Le disque est coproduit par Dana, Sam Gleason, musicien établi à Toronto, et Mike Lindsay de Tunng et LUMP. Sam aide Dana dans la création des chansons, et Mike, grâce à sa touche personnelle, marque le « début du développement d’un son le plus proche possible de ce que j’avais en tête ». Dana et Mike apprécient particulièrement de « trouver les choses essentielles, ne pas trop en faire, garder les choses à l’état brut et laisser les éléments de la chanson s’exprimer ». Ils sont également submergés par la diversité des sons et des instruments. Dana dit : « On ressent un truc, on prend un instrument. Au début on sait ce qu’on veut. Il faut parvenir à se débarrasser de ce qu’on ne veut pas. »

L’album prend forme au creux des mains de Dana, Sam et Mike, il revêt différentes saveurs, sentiments, visions. Quand Dana joue les chansons avec un groupe, une nouvelle forme apparaît. Dana est intriguée par les artistes comme David Bowie et Aldous Harding, capables d’incarner plusieurs personnalités sur scène, de se connecter physiquement à leur musique. « Quand je regarde ces performances scéniques, je sens que mon corps a une envie extravagante de s’exprimer… de se débarrasser de sa conscience de soi et de devenir cette énergie. »

Un voyage de trois mois en Serbie au cours de l’automne 2018 met vraiment la scène en avant dans l’esprit de Dana. Elle suit des cours pour apprendre à chanter avec la résonance requise dans l’interprétation de chansons traditionnelles serbes. Imprégnée par la musique des années 1950, 1960 et 1970, par l’ambiance pleine d’énergie des kafana, des cafés où l’on joue de la musique, Dana ressent un désir intense d’être totalement habitée sur scène. « J’ai souvent l’impression que nos corps sont controlés. Parfois j’ai juste envie de faire un nœud à ma lèvre et de la laisser comme ça. »

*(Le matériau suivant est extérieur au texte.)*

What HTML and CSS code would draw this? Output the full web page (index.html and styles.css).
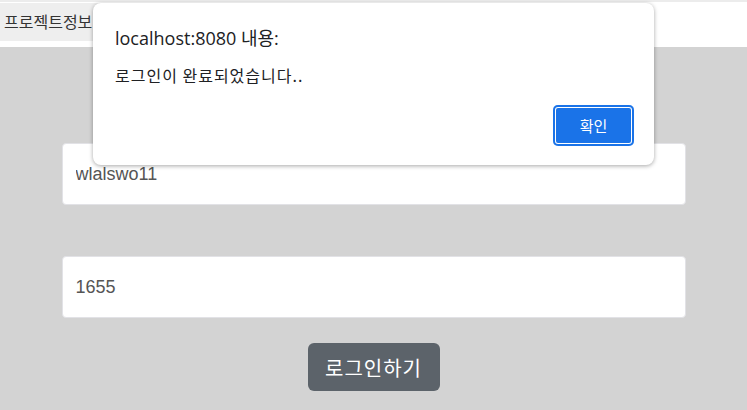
FILE: index.html
```html
<!DOCTYPE html>
<html>
	<head>
		<title>로그인</title>
		<meta charset="utf-8" />
		<link rel="stylesheet" href="styles.css">
	</head>
<body>
	<div id="header">
		<a class="navlink" href="#">프로젝트정보</a>
	</div>
	<div id="loginbox">
		<input type="text" class="field" value="wlalswo11">
		<input type="text" class="field second" value="1655">
		<button class="loginbutt">로그인하기</button>
	</div>
	<div id="alertbox">
		<div class="alerttitle">localhost:8080 내용:</div>
		<div class="alertmsg">로그인이 완료되었습니다..</div>
		<div class="alertbar">
			<button class="okbutt">확인</button>
		</div>
	</div>
</body>
</html>
```
FILE: styles.css
```css
body {
	margin: 0;
	background-color: #d3d3d3;
	font-family: "Noto Sans CJK KR", "Noto Sans", sans-serif;
}
div#header {
	height: 45px;
	background-color: white;
	border-top: 2px solid #ececec;
	display: flex;
	align-items: flex-start;
}
a.navlink {
	display: block;
	height: 38px;
	line-height: 37px;
	margin-top: 1px;
	padding: 0 14px 0 4px;
	background-color: #eeeeee;
	color: #333;
	font-size: 16px;
	text-decoration: none;
	border-radius: 0 6px 6px 0;
}
div#loginbox {
	display: flex;
	flex-direction: column;
	align-items: center;
	padding-top: 96px;
}
input.field {
	box-sizing: border-box;
	width: 624px;
	height: 62px;
	padding: 0 13px;
	border: 1px solid #e2e2e6;
	border-radius: 4px;
	background-color: white;
	font-family: "Liberation Sans", Arial, sans-serif;
	font-size: 18px;
	color: #555;
}
input.second {
	margin-top: 51px;
}
button.loginbutt {
	margin-top: 25px;
	width: 132px;
	height: 48px;
	border: none;
	border-radius: 6px;
	background-color: #5c636a;
	color: white;
	font-family: "Noto Sans CJK KR", sans-serif;
	font-size: 20px;
	letter-spacing: 1px;
}
div#alertbox {
	position: absolute;
	left: 93px;
	top: 3px;
	width: 561px;
	height: 162px;
	box-sizing: border-box;
	padding: 22px 20px 19px 22px;
	background-color: white;
	border-radius: 8px;
	box-shadow: 0 1px 4px rgba(0,0,0,0.35);
	display: flex;
	flex-direction: column;
}
div.alerttitle {
	font-family: "Open Sans", "Noto Sans CJK KR", sans-serif;
	font-size: 18px;
	line-height: 26px;
	color: #202124;
}
div.alertmsg {
	margin-top: 14px;
	font-size: 16px;
	line-height: 20px;
	letter-spacing: 1px;
	color: #202124;
}
div.alertbar {
	margin-top: auto;
	display: flex;
	justify-content: flex-end;
}
button.okbutt {
	width: 81px;
	height: 41px;
	border: none;
	border-radius: 5px;
	background-color: #1a73e8;
	box-shadow: inset 0 0 0 2px #1a73e8, inset 0 0 0 3px white;
	color: white;
	font-family: "Noto Sans CJK KR", sans-serif;
	font-size: 15px;
}
```
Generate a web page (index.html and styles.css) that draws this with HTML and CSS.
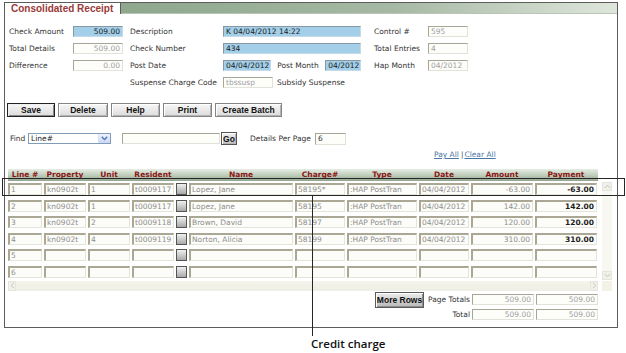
FILE: index.html
```html
<!DOCTYPE html>
<html>
<head>
<meta charset="utf-8">
<link rel="stylesheet" href="styles.css">
</head>
<body>
<div class="page">
  <div class="panel">
    <div class="tabbar">
      <div class="tab">Consolidated Receipt</div>
      <div class="tabfill"></div>
    </div>

    <div class="form">
      <span class="lbl">Check Amount</span>
      <span class="fld blue r">509.00</span>
      <span></span>
      <span class="lbl">Description</span>
      <span class="fld blue">K 04/04/2012 14:22</span>
      <span></span>
      <span class="lbl">Control #</span>
      <span class="fld">595</span>

      <span class="lbl">Total Details</span>
      <span class="fld r">509.00</span>
      <span></span>
      <span class="lbl">Check Number</span>
      <span class="fld blue">434</span>
      <span></span>
      <span class="lbl">Total Entries</span>
      <span class="fld">4</span>

      <span class="lbl">Difference</span>
      <span class="fld r">0.00</span>
      <span></span>
      <span class="lbl">Post Date</span>
      <span class="split">
        <span class="fld blue w50">04/04/2012</span>
        <span class="lbl pm">Post Month</span>
        <span class="fld blue w37">04/2012</span>
      </span>
      <span></span>
      <span class="lbl">Hap Month</span>
      <span class="fld">04/2012</span>

      <span></span>
      <span></span>
      <span></span>
      <span class="lbl">Suspense Charge Code</span>
      <span class="split">
        <span class="fld w50">tbssusp</span>
        <span class="lbl ss">Subsidy Suspense</span>
      </span>
    </div>

    <div class="buttons">
      <span class="btn focus w-save">Save</span>
      <span class="btn w-del">Delete</span>
      <span class="btn w-help">Help</span>
      <span class="btn w-print">Print</span>
      <span class="btn w-cb">Create Batch</span>
    </div>

    <div class="find">
      <span class="lbl findlbl">Find</span>
      <span class="select">
        <span class="selval">Line#</span>
        <span class="selarrow">
          <svg width="7" height="5" viewBox="0 0 7 5"><path d="M0.8 0.8 L3.5 3.6 L6.2 0.8" fill="none" stroke="#4a6cb3" stroke-width="1.3"/></svg>
        </span>
      </span>
      <span class="fld findin"></span>
      <span class="btn go">Go</span>
      <span class="lbl dpp">Details Per Page</span>
      <span class="fld dppin dark">6</span>
    </div>

    <div class="links">
      <a class="lnk">Pay All</a><span class="sep">|</span><a class="lnk">Clear All</a>
    </div>

    <div class="tablearea">
      <div class="thead">
        <span>Line #</span><span>Property</span><span>Unit</span><span>Resident</span><span></span>
        <span>Name</span><span>Charge#</span><span>Type</span><span>Date</span><span>Amount</span><span>Payment</span>
      </div>
      <div class="tcorner-top"></div>

      <div class="tbody">
        <span class="cell">1</span><span class="cell">kn0902t</span><span class="cell">1</span><span class="cell">t0009117</span><span class="look"></span><span class="cell">Lopez, Jane</span><span class="cell">58195*</span><span class="cell">:HAP PostTran</span><span class="cell">04/04/2012</span><span class="cell r">-63.00</span><span class="cell r pay">-63.00</span>

        <span class="cell">2</span><span class="cell">kn0902t</span><span class="cell">1</span><span class="cell">t0009117</span><span class="look"></span><span class="cell">Lopez, Jane</span><span class="cell">58195</span><span class="cell">:HAP PostTran</span><span class="cell">04/04/2012</span><span class="cell r">142.00</span><span class="cell r pay">142.00</span>

        <span class="cell">3</span><span class="cell">kn0902t</span><span class="cell">2</span><span class="cell">t0009118</span><span class="look"></span><span class="cell">Brown, David</span><span class="cell">58197</span><span class="cell">:HAP PostTran</span><span class="cell">04/04/2012</span><span class="cell r">120.00</span><span class="cell r pay">120.00</span>

        <span class="cell">4</span><span class="cell">kn0902t</span><span class="cell">4</span><span class="cell">t0009119</span><span class="look"></span><span class="cell">Norton, Alicia</span><span class="cell">58199</span><span class="cell">:HAP PostTran</span><span class="cell">04/04/2012</span><span class="cell r">310.00</span><span class="cell r pay">310.00</span>

        <span class="cell">5</span><span class="cell"></span><span class="cell"></span><span class="cell"></span><span class="look"></span><span class="cell"></span><span class="cell"></span><span class="cell"></span><span class="cell"></span><span class="cell"></span><span class="cell"></span>

        <span class="cell">6</span><span class="cell"></span><span class="cell"></span><span class="cell"></span><span class="look"></span><span class="cell"></span><span class="cell"></span><span class="cell"></span><span class="cell"></span><span class="cell"></span><span class="cell"></span>
      </div>
      <div class="vscroll">
        <span class="sbtn">
          <svg width="7" height="5" viewBox="0 0 7 5"><path d="M0.8 4 L3.5 1.2 L6.2 4" fill="none" stroke="#c4c4bc" stroke-width="1"/></svg>
        </span>
        <span class="sbtn">
          <svg width="7" height="5" viewBox="0 0 7 5"><path d="M0.8 1 L3.5 3.8 L6.2 1" fill="none" stroke="#c4c4bc" stroke-width="1"/></svg>
        </span>
      </div>

      <div class="hscroll">
        <span class="sbtn h">
          <svg width="5" height="7" viewBox="0 0 5 7"><path d="M4 0.8 L1.2 3.5 L4 6.2" fill="none" stroke="#c4c4bc" stroke-width="1"/></svg>
        </span>
        <span class="sbtn h">
          <svg width="5" height="7" viewBox="0 0 5 7"><path d="M1 0.8 L3.8 3.5 L1 6.2" fill="none" stroke="#c4c4bc" stroke-width="1"/></svg>
        </span>
      </div>
      <div class="corner"></div>
    </div>

    <div class="footer">
      <div class="frow">
        <span class="btn more">More Rows</span>
        <span class="lbl ptl">Page Totals</span>
        <span class="fld r w62">509.00</span>
        <span class="fld r w62">509.00</span>
      </div>
      <div class="frow second">
        <span class="lbl ptl">Total</span>
        <span class="fld r w62">509.00</span>
        <span class="fld r w62">509.00</span>
      </div>
    </div>
  </div>

  <div class="callout-box"></div>
  <div class="callout-line"></div>
  <div class="callout-label">Credit charge</div>
</div>
</body>
</html>
```

FILE: styles.css
```css
body {
  margin: 0;
  background: #ffffff;
  font-family: "DejaVu Sans", Verdana, sans-serif;
  font-size: 7.5px;
  color: #333333;
}

.page {
  position: relative;
  width: 626px;
  height: 353px;
  overflow: hidden;
}

.panel {
  margin: 2px 0 0 4px;
  width: 614px;
  height: 326px;
  box-sizing: border-box;
  border: 1px solid #5c5c5c;
  background: #ffffff;
}

/* tab strip */
.tabbar {
  display: flex;
  height: 11px;
}
.tab {
  width: 116px;
  box-sizing: border-box;
  border-right: 1px solid #5c5c5c;
  padding-left: 6px;
  font-family: "Liberation Sans", Arial, sans-serif;
  font-weight: bold;
  font-size: 10px;
  line-height: 11px;
  color: #9a3a3a;
  white-space: nowrap;
  overflow: hidden;
}
.tabfill {
  flex: 1;
  background: linear-gradient(to right, #8ea78d 0%, #a6b9a4 55%, #dfe6dc 100%);
  border-bottom: 1px solid #b9c6b6;
}

/* header form */
.form {
  margin-top: 12px;
  padding-left: 4px;
  display: grid;
  grid-template-columns: 64px 50px 7px 93px 138px 13px 54px 40px;
  grid-auto-rows: 11px;
  row-gap: 6px;
}
.lbl {
  line-height: 11px;
  white-space: nowrap;
  color: #333333;
}
.fld {
  display: block;
  box-sizing: border-box;
  height: 11px;
  border: 1px solid;
  border-color: #a6a597 #e3e2da #e3e2da #a6a597;
  background: #fdfdfa;
  color: #a0a0a0;
  line-height: 9px;
  padding: 0 2px;
  white-space: nowrap;
  overflow: hidden;
}
.fld.r { text-align: right; }
.fld.blue {
  background: #a3cfe9;
  color: #1c1c1c;
  border-color: #8797a3 #c5dbe9 #c5dbe9 #8797a3;
}
.fld.dark { color: #333333; }
.split {
  display: flex;
  align-items: center;
}
.w50 { width: 50px; }
.w37 { width: 37px; }
.w62 { width: 62px; }
.pm { padding-left: 6px; box-sizing: border-box; width: 56px; }
.ss { padding-left: 4px; }

/* buttons */
.buttons {
  margin-top: 15px;
  padding-left: 2px;
  display: flex;
  gap: 3px;
  height: 14px;
}
.btn {
  display: flex;
  align-items: center;
  justify-content: center;
  box-sizing: border-box;
  height: 14px;
  border: 1px solid #858585;
  background: linear-gradient(#f7f7f7, #dcdcdc);
  box-shadow: inset 1px 1px 0 #ffffff, inset -1px -1px 0 #b4b4b4;
  font-family: "Liberation Sans", Arial, sans-serif;
  font-weight: bold;
  font-size: 8.5px;
  color: #111111;
  white-space: nowrap;
}
.btn.focus {
  border: 1px solid #222222;
  box-shadow: inset 1px 1px 0 #f0f0f0, inset -1px -1px 0 #8a8a8a;
}
.w-save { width: 48px; }
.w-del { width: 50px; }
.w-help { width: 49px; }
.w-print { width: 49px; }
.w-cb { width: 67px; }

/* find row */
.find {
  margin-top: 15px;
  padding-left: 5px;
  display: flex;
  align-items: center;
  height: 13px;
}
.findlbl { width: 18px; }
.select {
  display: flex;
  box-sizing: border-box;
  width: 83px;
  height: 11px;
  border: 1px solid #7f9db9;
  background: #ffffff;
}
.selval {
  flex: 1;
  line-height: 9px;
  padding-left: 2px;
  color: #222222;
}
.selarrow {
  width: 11px;
  display: flex;
  align-items: center;
  justify-content: center;
  background: linear-gradient(#eef3fd, #c9d7f3);
  border-left: 1px solid #d6e0f4;
}
.findin {
  margin-left: 11px;
  width: 98px;
}
.btn.go {
  margin-left: 1px;
  width: 16px;
  height: 13px;
  border-color: #555555;
  background: linear-gradient(#f0f0f0, #c4c4c4);
  font-size: 8.5px;
}
.dpp { margin-left: 13px; width: 65px; }
.dppin { width: 31px; height: 12px; line-height: 10px; }

/* links */
.links {
  margin-top: 5px;
  padding-left: 429px;
  height: 10px;
  line-height: 10px;
  display: flex;
}
.lnk {
  color: #4c76a6;
  text-decoration: underline;
}
.sep {
  color: #555555;
  margin: 0 1px 0 2px;
}

/* table */
.tablearea {
  margin-top: 9px;
  margin-left: 3px;
  display: grid;
  grid-template-columns: 590px 10px;
  column-gap: 4px;
  grid-template-rows: 12px auto 10px;
}
.thead {
  display: grid;
  grid-template-columns: 34px 42px 42px 42px 11px 104px 50px 70px 50px 62px 62px;
  column-gap: 2px;
  height: 12px;
  background: linear-gradient(#e6ede3 0%, #bccbb8 55%, #93a48f 100%);
}
.thead span {
  text-align: center;
  font-weight: bold;
  font-size: 7.5px;
  line-height: 12px;
  color: #8b1616;
  white-space: nowrap;
}
.tbody {
  margin-top: 2px;
  display: grid;
  grid-template-columns: 34px 42px 42px 42px 11px 104px 50px 70px 50px 62px 62px;
  column-gap: 2px;
  grid-auto-rows: 12px;
  row-gap: 4.6px;
  padding-bottom: 3px;
}
.cell {
  display: block;
  box-sizing: border-box;
  height: 12px;
  border-style: solid;
  border-width: 2px 1px 1px 2px;
  border-color: #aaa795 #e5e4db #e5e4db #aaa795;
  background: #fcfcf8;
  color: #8e8e8e;
  line-height: 9px;
  padding: 0 2px 0 1px;
  white-space: nowrap;
  overflow: hidden;
}
.cell.r { text-align: right; }
.cell.pay {
  color: #1e1e1e;
  font-weight: 600;
}
.look {
  display: block;
  box-sizing: border-box;
  height: 12px;
  border: 1px solid #555555;
  background: linear-gradient(#f0f0f0, #a9a9a9);
}
.vscroll {
  margin-top: 1px;
  height: 98px;
  display: flex;
  flex-direction: column;
  justify-content: space-between;
  background: #f8f7f1;
}
.sbtn {
  display: flex;
  align-items: center;
  justify-content: center;
  height: 9px;
  background: #f1f0e9;
  border: 1px solid #e6e5dc;
  box-sizing: border-box;
}
.sbtn.h {
  height: 10px;
  width: 8px;
}
.hscroll {
  display: flex;
  justify-content: space-between;
  height: 10px;
  background: linear-gradient(#f5f4ec, #efeee4);
}
.corner {
  background: #f4f2e4;
}

/* footer */
.footer {
  margin-top: 1px;
  padding-right: 19px;
}
.frow {
  display: flex;
  justify-content: flex-end;
  align-items: center;
  gap: 2px;
  height: 16px;
}
.frow.second {
  margin-top: 1px;
  height: 12px;
}
.btn.more {
  width: 49px;
  height: 16px;
  border-color: #5a5a5a;
  background: linear-gradient(#ececec, #b9b9b9);
  box-shadow: inset 1px 1px 0 #ffffff, inset -1px -1px 0 #8d8d8d;
  margin-right: 2px;
}
.ptl { color: #333333; }

/* callout annotation (overlay) */
.callout-box {
  position: absolute;
  left: 2px;
  top: 178px;
  width: 623px;
  height: 18px;
  box-sizing: border-box;
  border: 1px solid #262626;
}
.callout-line {
  position: absolute;
  left: 312px;
  top: 195px;
  width: 1px;
  height: 141px;
  background: #262626;
}
.callout-label {
  position: absolute;
  left: 311px;
  top: 337px;
  font-family: "Open Sans", "Noto Sans", sans-serif;
  font-weight: 600;
  font-size: 11.5px;
  line-height: 14px;
  color: #111111;
  white-space: nowrap;
}
```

Debout dans un train bondé au printemps dernier, Dana chante « Jano Mome », une chanson macédonienne, pour un groupe de joyeuses Irlandaises. Ce moment, bref mais magnifique, lui confirme son besoin de spontanéité scénique. Il révèle aussi son envie d’intégrer un élégant effet théâtral et une vive émotion dans le paysage folk qui l’inspire, composé des chanteurs contemporains H Hawkline et Julia Holter, et des éternels Fairport Convention, Anne Briggs, Connie Converse, et Judee Sill. Yesterday Is Gone est totalement habité de ces désirs expressifs. Des instants de charme volent en éclats pour planter un décor constitué de guitare tendrement pincée, de basse, de synthétiseur, d’éléments plus pop, qui travaillent de concert pour dévoiler son mur de son bien à elle. Chaque élément est méticuleusement placé, offrant une réaction profondément sincère au chaos des émotions humaines.

« Il faut souvent s’avancer un peu plus loin sur un chemin pour apprendre quelque chose sur soi », dit Dana. Ses mois d’écriture solitaire et de doutes en sont la preuve, mais ils ont conduit à Yesterday Is Gone : un regard déterminé et optimiste sur l’avenir.